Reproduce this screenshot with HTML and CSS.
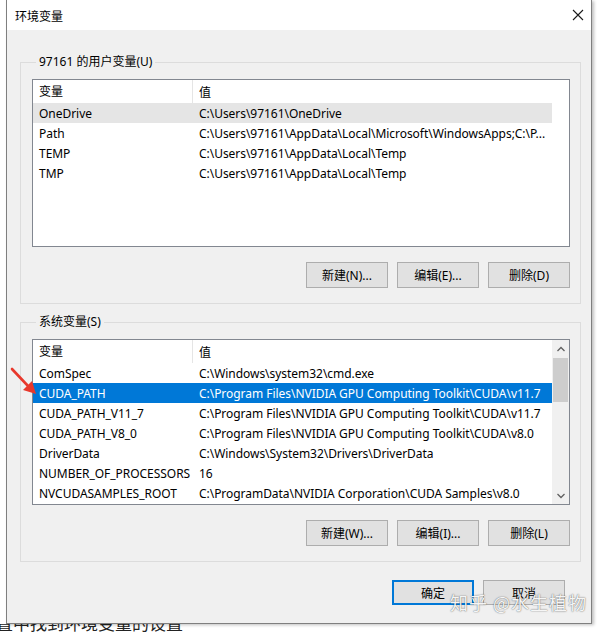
FILE: index.html
```html
<!DOCTYPE html>
<html lang="zh-CN">
<head>
<meta charset="utf-8">
<title>环境变量</title>
<link rel="stylesheet" href="styles.css">
</head>
<body>
<div class="page">
  <div class="window">
    <div class="titlebar">
      <span class="title">环境变量</span>
      <svg class="close" width="12" height="12" viewBox="0 0 12 12"><path d="M1 1L11 11M11 1L1 11" stroke="#1a1a1a" stroke-width="1.1" fill="none"/></svg>
    </div>
    <div class="content">
      <fieldset class="group group-user">
        <legend>97161 的用户变量(U)</legend>
        <div class="listview">
          <div class="row header"><span class="c1">变量</span><span class="c2">值</span></div>
          <div class="row sel-gray"><span class="c1">OneDrive</span><span class="c2">C:\Users\97161\OneDrive</span></div>
          <div class="row"><span class="c1">Path</span><span class="c2">C:\Users\97161\AppData\Local\Microsoft\WindowsApps;C:\P...</span></div>
          <div class="row"><span class="c1">TEMP</span><span class="c2">C:\Users\97161\AppData\Local\Temp</span></div>
          <div class="row"><span class="c1">TMP</span><span class="c2">C:\Users\97161\AppData\Local\Temp</span></div>
        </div>
        <div class="btnrow">
          <button class="btn">新建(N)...</button>
          <button class="btn">编辑(E)...</button>
          <button class="btn">删除(D)</button>
        </div>
      </fieldset>
      <fieldset class="group group-sys">
        <legend>系统变量(S)</legend>
        <div class="listview lv2">
          <div class="rows">
            <div class="row header"><span class="c1">变量</span><span class="c2">值</span></div>
            <div class="row"><span class="c1">ComSpec</span><span class="c2">C:\Windows\system32\cmd.exe</span></div>
            <div class="row sel-blue"><span class="c1">CUDA_PATH</span><span class="c2">C:\Program Files\NVIDIA GPU Computing Toolkit\CUDA\v11.7</span></div>
            <div class="row"><span class="c1">CUDA_PATH_V11_7</span><span class="c2">C:\Program Files\NVIDIA GPU Computing Toolkit\CUDA\v11.7</span></div>
            <div class="row"><span class="c1">CUDA_PATH_V8_0</span><span class="c2">C:\Program Files\NVIDIA GPU Computing Toolkit\CUDA\v8.0</span></div>
            <div class="row"><span class="c1">DriverData</span><span class="c2">C:\Windows\System32\Drivers\DriverData</span></div>
            <div class="row"><span class="c1">NUMBER_OF_PROCESSORS</span><span class="c2">16</span></div>
            <div class="row"><span class="c1">NVCUDASAMPLES_ROOT</span><span class="c2">C:\ProgramData\NVIDIA Corporation\CUDA Samples\v8.0</span></div>
          </div>
          <div class="scrollbar">
            <svg class="arrow" width="16" height="16" viewBox="0 0 16 16"><path d="M4.5 10L8 6.5L11.5 10" stroke="#606060" stroke-width="1.3" fill="none"/></svg>
            <div class="track"><div class="thumb"></div></div>
            <svg class="arrow" width="16" height="16" viewBox="0 0 16 16"><path d="M4.5 6L8 9.5L11.5 6" stroke="#606060" stroke-width="1.3" fill="none"/></svg>
          </div>
        </div>
        <div class="btnrow">
          <button class="btn">新建(W)...</button>
          <button class="btn">编辑(I)...</button>
          <button class="btn">删除(L)</button>
        </div>
      </fieldset>
      <div class="footer">
        <button class="btn default">确定</button>
        <button class="btn">取消</button>
      </div>
    </div>
    <div class="watermark">知乎 @水生植物</div>
  </div>
  <div class="below"><span>置中找到环境变量的设置</span></div>
  <svg class="redarrow" width="30" height="32" viewBox="0 0 30 32"><path d="M2 3L18 20" stroke="#e8382c" stroke-width="2.6" fill="none" stroke-linecap="round"/><path d="M26 28L13 24L22 15Z" fill="#e8382c"/></svg>
</div>
</body>
</html>
```

FILE: styles.css
```css
* { box-sizing: border-box; }
html, body { margin: 0; padding: 0; background: #ffffff; }
body {
  font-family: "Noto Sans", "Noto Sans CJK SC", sans-serif;
  font-size: 12px;
  color: #000;
}
.page {
  position: relative;
  width: 600px;
  height: 632px;
  overflow: hidden;
}
.window {
  position: relative;
  margin-left: 6px;
  width: 586px;
  height: 624px;
  border-left: 1px solid #7f7f7f;
  border-right: 1px solid #7f7f7f;
  border-bottom: 1px solid #7f7f7f;
  box-shadow: 2px 1px 3px rgba(0,0,0,0.25);
  background: #f0f0f0;
  display: flex;
  flex-direction: column;
}
.titlebar {
  height: 30px;
  background: #fff;
  display: flex;
  align-items: center;
  justify-content: space-between;
  padding: 0 7px 0 8px;
  flex: none;
}
.title { font-family: "Noto Sans CJK SC", sans-serif; font-size: 12px; color: #000; }
.content {
  flex: 1;
  background: #f0f0f0;
  padding: 24px 10px 0 13px;
  display: flex;
  flex-direction: column;
}
.group {
  margin: 0;
  border: 1px solid #dcdcdc;
  padding: 9px 10px 15px 11px;
  min-width: 0;
}
.group legend {
  padding: 0 3px;
  margin-left: 4px;
  line-height: 16px;
  font-size: 12px;
  color: #000;
}
.group-sys { margin-top: 10px; }
.listview {
  background: #fff;
  border: 1px solid #828790;
  height: 168px;
  overflow: hidden;
}
.lv2 { height: 166px; display: flex; }
.lv2 .rows { flex: 1; min-width: 0; }
.row {
  display: flex;
  height: 20px;
  align-items: center;
  white-space: nowrap;
  width: 519px;
  letter-spacing: -0.04px;
}
.row.header { height: 23px; }
.row.header .c1 { border-right: 1px solid #e5e5e5; height: 23px; line-height: 23px; }
.c1 { width: 160px; padding-left: 6px; flex: none; overflow: hidden; }
.c2 { padding-left: 6px; flex: 1; overflow: hidden; }
.sel-gray { background: #e5e5e5; }
.sel-blue { background: #0078d7; color: #fff; }
.scrollbar {
  width: 17px;
  flex: none;
  background: #f0f0f0;
  display: flex;
  flex-direction: column;
  align-items: center;
}
.arrow { flex: none; margin-top: 1px; }
.track { flex: 1; width: 17px; padding: 1px 1px; }
.thumb { width: 15px; height: 44px; background: #cdcdcd; }
.btnrow {
  display: flex;
  justify-content: flex-end;
  gap: 9px;
  margin-top: 15px;
}
.btn {
  font-family: "Noto Sans", "Noto Sans CJK SC", sans-serif;
  font-size: 12px;
  width: 82px;
  height: 26px;
  background: #e1e1e1;
  border: 1px solid #adadad;
  color: #000;
  padding: 0;
  margin: 0;
}
.btn.default { border: 2px solid #0078d7; }
.footer {
  display: flex;
  justify-content: flex-end;
  gap: 9px;
  margin-top: 18px;
  padding-right: 16px;
}
.footer .btn { height: 25px; }
.watermark {
  position: absolute;
  right: 4px;
  bottom: 8px;
  font-family: "Noto Sans CJK SC", sans-serif;
  font-size: 18px;
  color: rgba(255,255,255,0.95);
  text-shadow: 0 0 1px rgba(0,0,0,0.55), 0 0 2px rgba(0,0,0,0.25);
  letter-spacing: 1px;
}
.below {
  height: 8px;
  overflow: hidden;
}
.below span {
  display: block;
  margin-top: -10px;
  font-family: "Noto Sans CJK SC", sans-serif;
  font-size: 17px;
  line-height: 18px;
  color: #222;
  margin-left: -4px;
}
.redarrow {
  position: absolute;
  left: 10px;
  top: 366px;
}
```
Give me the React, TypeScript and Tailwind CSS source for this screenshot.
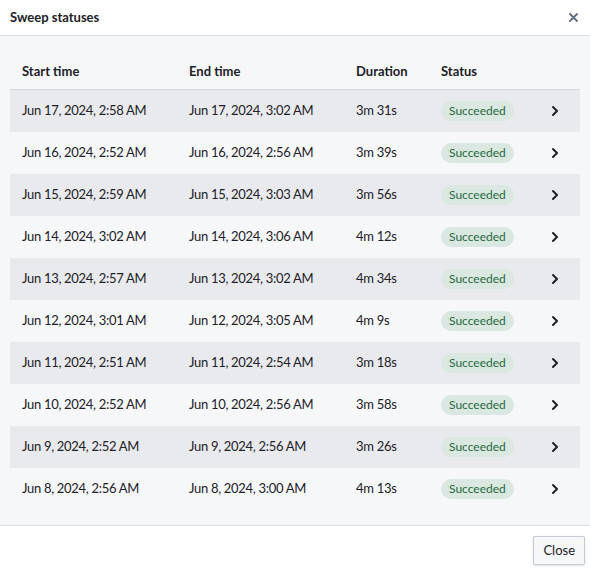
import React from "react";

const runs = [
  ["Jun 17, 2024, 2:58 AM", "Jun 17, 2024, 3:02 AM", "3m 31s"],
  ["Jun 16, 2024, 2:52 AM", "Jun 16, 2024, 2:56 AM", "3m 39s"],
  ["Jun 15, 2024, 2:59 AM", "Jun 15, 2024, 3:03 AM", "3m 56s"],
  ["Jun 14, 2024, 3:02 AM", "Jun 14, 2024, 3:06 AM", "4m 12s"],
  ["Jun 13, 2024, 2:57 AM", "Jun 13, 2024, 3:02 AM", "4m 34s"],
  ["Jun 12, 2024, 3:01 AM", "Jun 12, 2024, 3:05 AM", "4m 9s"],
  ["Jun 11, 2024, 2:51 AM", "Jun 11, 2024, 2:54 AM", "3m 18s"],
  ["Jun 10, 2024, 2:52 AM", "Jun 10, 2024, 2:56 AM", "3m 58s"],
  ["Jun 9, 2024, 2:52 AM", "Jun 9, 2024, 2:56 AM", "3m 26s"],
  ["Jun 8, 2024, 2:56 AM", "Jun 8, 2024, 3:00 AM", "4m 13s"],
];

export default function App() {
  return (
    <div className="w-[590px] h-[573px] bg-white flex flex-col font-['Lato','Liberation_Sans',sans-serif] text-[13px] text-[#1c2127]">
      {/* Header */}
      <div className="h-[36px] shrink-0 flex items-center justify-between pl-[10px] pr-[12px] border-b border-[#dcdee2]">
        <span className="font-bold text-[13px]">Sweep statuses</span>
        <svg width="9" height="9" viewBox="0 0 9 9" className="text-[#5f6b7c]">
          <path d="M1 1L8 8M8 1L1 8" stroke="currentColor" strokeWidth="1.8" strokeLinecap="round" />
        </svg>
      </div>

      {/* Body */}
      <div className="flex-1 bg-[#f6f7f9] px-[10px] pt-[18px] pb-[15px] border-b border-[#dcdee2]">
        <div className="h-[36px] flex items-center pl-[12px] font-bold border-b border-[#d3d6db]">
          <div className="w-[167px]">Start time</div>
          <div className="w-[167px]">End time</div>
          <div className="w-[85px]">Duration</div>
          <div>Status</div>
        </div>
        {runs.map((r, i) => (
          <div
            key={i}
            className={`h-[42px] flex items-center pl-[12px] tracking-[-0.3px] ${i % 2 === 0 ? "bg-[#e9eaee]" : ""}`}
          >
            <div className="w-[167px]">{r[0]}</div>
            <div className="w-[167px]">{r[1]}</div>
            <div className="w-[85px]">{r[2]}</div>
            <div className="w-[110px]">
              <span className="inline-flex items-center h-[20px] px-[8px] rounded-full bg-[#dbe7e1] text-[#1f6b3e] text-[12px] tracking-normal">
                Succeeded
              </span>
            </div>
            <svg width="8" height="12" viewBox="0 0 8 12" className="text-[#1c2127]">
              <path d="M2 2L6 6L2 10" fill="none" stroke="currentColor" strokeWidth="2" strokeLinecap="round" strokeLinejoin="round" />
            </svg>
          </div>
        ))}
      </div>

      {/* Footer */}
      <div className="h-[47px] shrink-0 flex items-start justify-end pt-[10px] pr-[5px]">
        <button className="h-[29px] px-[9px] bg-[#f6f7f9] border border-[#c5cbd3] rounded-[2px] text-[13px] text-[#1c2127] shadow-sm">
          Close
        </button>
      </div>
    </div>
  );
}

********

Aim:
Find how many lines in the records contain the string "screenshot", then give the number alone.

Written reply:
2